▶ [EXERCISE BRIEF]
Your task is to repeat all of the data exactly while excluding the pictures.

*****

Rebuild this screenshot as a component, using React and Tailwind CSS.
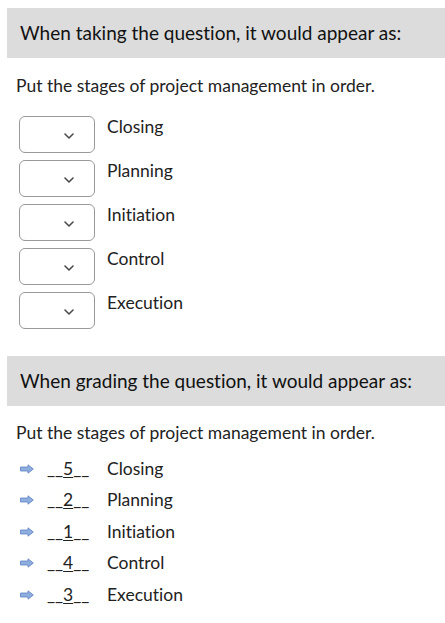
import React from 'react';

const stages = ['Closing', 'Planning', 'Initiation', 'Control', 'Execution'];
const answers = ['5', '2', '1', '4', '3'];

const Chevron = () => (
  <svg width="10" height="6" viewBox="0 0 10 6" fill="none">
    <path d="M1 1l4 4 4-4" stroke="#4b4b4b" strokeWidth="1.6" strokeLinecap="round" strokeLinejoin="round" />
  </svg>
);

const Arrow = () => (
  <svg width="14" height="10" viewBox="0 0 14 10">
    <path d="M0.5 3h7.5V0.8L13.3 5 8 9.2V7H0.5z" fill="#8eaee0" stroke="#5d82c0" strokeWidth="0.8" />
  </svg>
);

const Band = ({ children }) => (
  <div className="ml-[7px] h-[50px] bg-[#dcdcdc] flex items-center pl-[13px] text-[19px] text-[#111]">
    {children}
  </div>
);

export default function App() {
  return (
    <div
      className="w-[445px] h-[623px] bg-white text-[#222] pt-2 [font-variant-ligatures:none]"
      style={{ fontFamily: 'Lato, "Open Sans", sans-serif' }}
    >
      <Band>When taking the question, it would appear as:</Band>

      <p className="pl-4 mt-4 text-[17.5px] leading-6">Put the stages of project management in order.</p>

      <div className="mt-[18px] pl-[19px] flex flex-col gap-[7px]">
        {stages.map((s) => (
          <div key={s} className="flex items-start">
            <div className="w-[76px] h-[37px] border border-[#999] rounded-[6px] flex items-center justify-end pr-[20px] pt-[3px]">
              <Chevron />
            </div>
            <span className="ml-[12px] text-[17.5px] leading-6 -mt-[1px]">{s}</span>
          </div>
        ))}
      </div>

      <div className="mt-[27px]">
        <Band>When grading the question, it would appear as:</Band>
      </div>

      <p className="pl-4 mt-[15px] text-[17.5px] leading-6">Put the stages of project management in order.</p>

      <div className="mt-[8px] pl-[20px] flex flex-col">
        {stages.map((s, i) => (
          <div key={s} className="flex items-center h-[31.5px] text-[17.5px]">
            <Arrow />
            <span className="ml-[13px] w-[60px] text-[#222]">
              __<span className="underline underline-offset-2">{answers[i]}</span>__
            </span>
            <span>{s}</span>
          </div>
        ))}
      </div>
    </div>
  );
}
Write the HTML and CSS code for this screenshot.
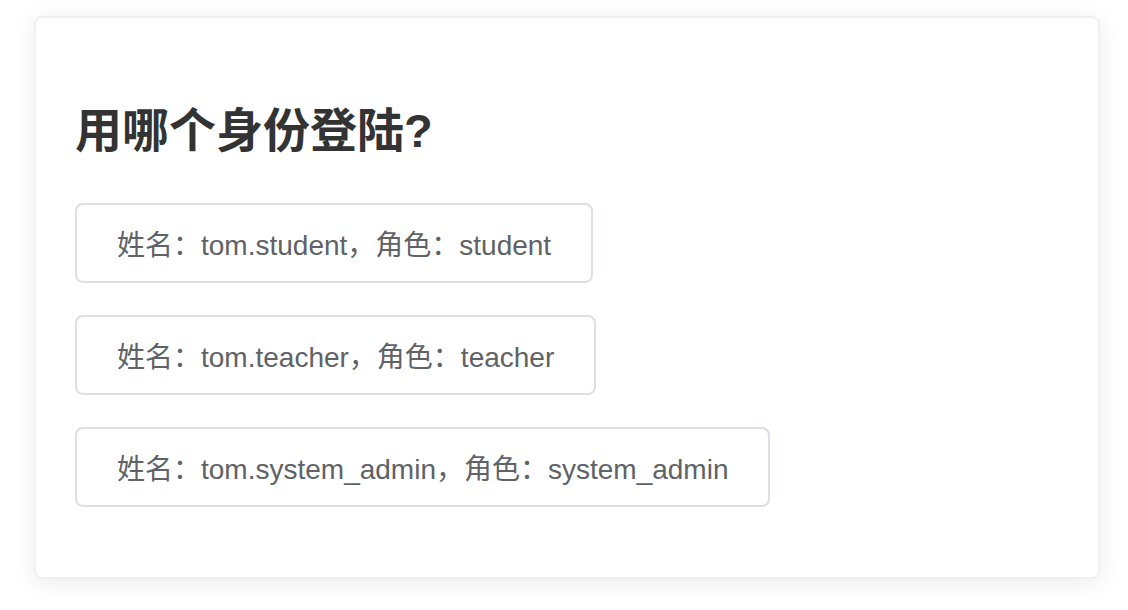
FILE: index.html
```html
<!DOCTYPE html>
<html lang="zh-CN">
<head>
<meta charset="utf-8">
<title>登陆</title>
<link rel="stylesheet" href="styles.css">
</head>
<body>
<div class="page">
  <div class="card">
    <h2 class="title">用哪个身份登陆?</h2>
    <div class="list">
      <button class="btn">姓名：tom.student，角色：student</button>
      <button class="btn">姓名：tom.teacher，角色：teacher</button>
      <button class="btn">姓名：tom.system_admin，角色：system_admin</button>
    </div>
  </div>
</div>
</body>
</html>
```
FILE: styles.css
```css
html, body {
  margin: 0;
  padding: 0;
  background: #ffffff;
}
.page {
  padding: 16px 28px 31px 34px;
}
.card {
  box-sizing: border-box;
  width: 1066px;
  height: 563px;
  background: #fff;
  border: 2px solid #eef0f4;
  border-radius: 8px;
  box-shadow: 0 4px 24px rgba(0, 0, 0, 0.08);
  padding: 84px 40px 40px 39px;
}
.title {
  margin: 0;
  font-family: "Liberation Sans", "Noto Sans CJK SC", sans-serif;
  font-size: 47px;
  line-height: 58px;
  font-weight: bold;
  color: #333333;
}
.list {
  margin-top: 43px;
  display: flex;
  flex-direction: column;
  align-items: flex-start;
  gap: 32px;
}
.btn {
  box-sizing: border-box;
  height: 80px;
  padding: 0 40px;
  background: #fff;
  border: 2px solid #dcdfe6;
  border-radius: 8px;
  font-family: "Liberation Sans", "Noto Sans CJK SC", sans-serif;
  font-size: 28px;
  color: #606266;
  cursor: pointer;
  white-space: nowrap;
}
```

*****

▶ [EXPECTED OUTPUT]
Rebuild this screenshot as a component, using React and Tailwind CSS.
import React from 'react';

const stages = ['Closing', 'Planning', 'Initiation', 'Control', 'Execution'];
const answers = ['5', '2', '1', '4', '3'];

const Chevron = () => (
  <svg width="10" height="6" viewBox="0 0 10 6" fill="none">
    <path d="M1 1l4 4 4-4" stroke="#4b4b4b" strokeWidth="1.6" strokeLinecap="round" strokeLinejoin="round" />
  </svg>
);

const Arrow = () => (
  <svg width="14" height="10" viewBox="0 0 14 10">
    <path d="M0.5 3h7.5V0.8L13.3 5 8 9.2V7H0.5z" fill="#8eaee0" stroke="#5d82c0" strokeWidth="0.8" />
  </svg>
);

const Band = ({ children }) => (
  <div className="ml-[7px] h-[50px] bg-[#dcdcdc] flex items-center pl-[13px] text-[19px] text-[#111]">
    {children}
  </div>
);

export default function App() {
  return (
    <div
      className="w-[445px] h-[623px] bg-white text-[#222] pt-2 [font-variant-ligatures:none]"
      style={{ fontFamily: 'Lato, "Open Sans", sans-serif' }}
    >
      <Band>When taking the question, it would appear as:</Band>

      <p className="pl-4 mt-4 text-[17.5px] leading-6">Put the stages of project management in order.</p>

      <div className="mt-[18px] pl-[19px] flex flex-col gap-[7px]">
        {stages.map((s) => (
          <div key={s} className="flex items-start">
            <div className="w-[76px] h-[37px] border border-[#999] rounded-[6px] flex items-center justify-end pr-[20px] pt-[3px]">
              <Chevron />
            </div>
            <span className="ml-[12px] text-[17.5px] leading-6 -mt-[1px]">{s}</span>
          </div>
        ))}
      </div>

      <div className="mt-[27px]">
        <Band>When grading the question, it would appear as:</Band>
      </div>

      <p className="pl-4 mt-[15px] text-[17.5px] leading-6">Put the stages of project management in order.</p>

      <div className="mt-[8px] pl-[20px] flex flex-col">
        {stages.map((s, i) => (
          <div key={s} className="flex items-center h-[31.5px] text-[17.5px]">
            <Arrow />
            <span className="ml-[13px] w-[60px] text-[#222]">
              __<span className="underline underline-offset-2">{answers[i]}</span>__
            </span>
            <span>{s}</span>
          </div>
        ))}
      </div>
    </div>
  );
}
Write the HTML and CSS code for this screenshot.
FILE: index.html
```html
<!DOCTYPE html>
<html lang="zh-CN">
<head>
<meta charset="utf-8">
<title>登陆</title>
<link rel="stylesheet" href="styles.css">
</head>
<body>
<div class="page">
  <div class="card">
    <h2 class="title">用哪个身份登陆?</h2>
    <div class="list">
      <button class="btn">姓名：tom.student，角色：student</button>
      <button class="btn">姓名：tom.teacher，角色：teacher</button>
      <button class="btn">姓名：tom.system_admin，角色：system_admin</button>
    </div>
  </div>
</div>
</body>
</html>
```
FILE: styles.css
```css
html, body {
  margin: 0;
  padding: 0;
  background: #ffffff;
}
.page {
  padding: 16px 28px 31px 34px;
}
.card {
  box-sizing: border-box;
  width: 1066px;
  height: 563px;
  background: #fff;
  border: 2px solid #eef0f4;
  border-radius: 8px;
  box-shadow: 0 4px 24px rgba(0, 0, 0, 0.08);
  padding: 84px 40px 40px 39px;
}
.title {
  margin: 0;
  font-family: "Liberation Sans", "Noto Sans CJK SC", sans-serif;
  font-size: 47px;
  line-height: 58px;
  font-weight: bold;
  color: #333333;
}
.list {
  margin-top: 43px;
  display: flex;
  flex-direction: column;
  align-items: flex-start;
  gap: 32px;
}
.btn {
  box-sizing: border-box;
  height: 80px;
  padding: 0 40px;
  background: #fff;
  border: 2px solid #dcdfe6;
  border-radius: 8px;
  font-family: "Liberation Sans", "Noto Sans CJK SC", sans-serif;
  font-size: 28px;
  color: #606266;
  cursor: pointer;
  white-space: nowrap;
}
```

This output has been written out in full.